Ousar sair desta grelha implica uma aventura pelo terreno minado das
acusações que transformam qualquer um num saco de pancada. Veja-se o caso da morte de Marcelo Ferreira. Como é possível que já tenha desaparecido das notícias? Quem era Marcelo Correia?
Era aquele miúdo de 16 anos que foi assassinado à facada na estação da
Amadora, esta semana. Como os comissários das igualdades, os activistas
dos racismos e os vigilantes da inclusão estão todos calados não há
guião politicamente correcto para falar dessa morte logo faz-se de conta
que não existiu. Mas não só ela aconteceu como é o resultado de uma
violência quotidiana que se sente nos comboios, nas ruas, nas escolas…

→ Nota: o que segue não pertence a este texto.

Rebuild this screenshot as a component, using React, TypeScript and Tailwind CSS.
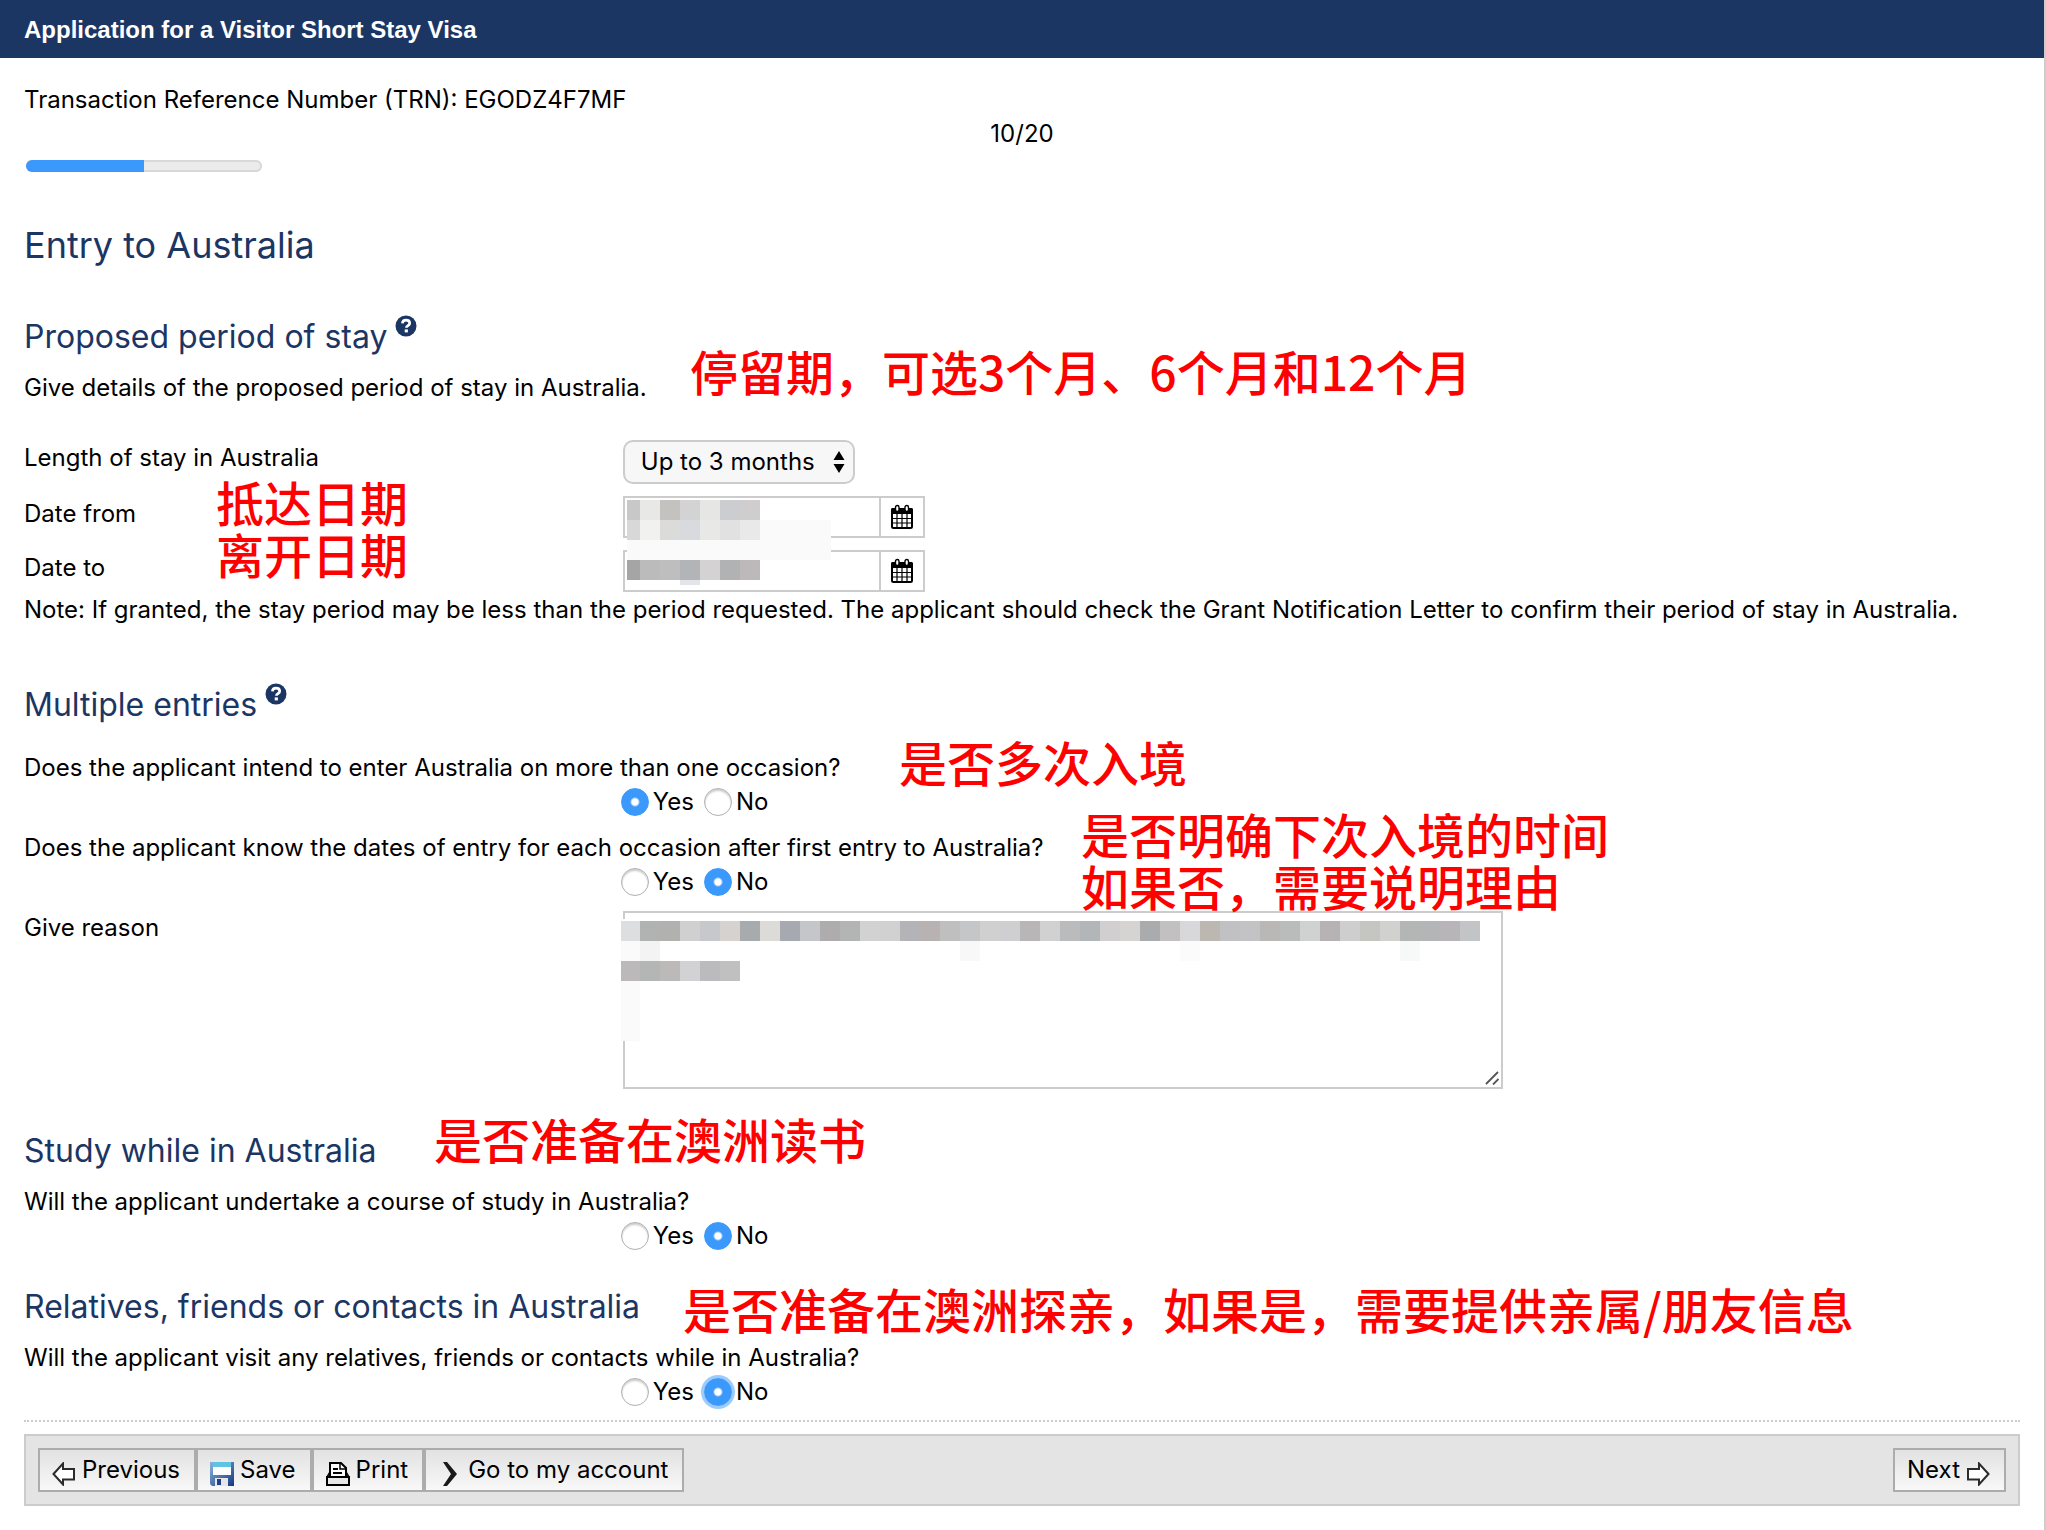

Mas à falta de guião para abordar o assunto vamos ficar calados até que
um dia, um polícia, no meio de um desses conflitos a que chamamos rixas,
acabe a ter de disparar, ou diga uma expressão não inclusiva… Então
sim, os activistas soltarão as suas ondas de indignação e todos seremos
coagidos a participar nessa recriação de um auto-de-fé. A outra
possibilidade para que a morte de Marcelo Ferreira chamasse a nossa
atenção implicava que a Amadora ficasse no Texas. Caso tal fosse
possível fervilhavam as teorias sociológicas e as indignações. Assim,
sem enquadramento ideológico, a morte Marcelo Correia na estação da
Amadora é um não assunto.
O
novo normal socialista é isto: indignem-se com o Trump. Não se metam
com o PS. Não façam perguntas porque perguntar ofende. Se cumprirem
estes mandamentos à risca talvez escapem entre os pingos da ideologia.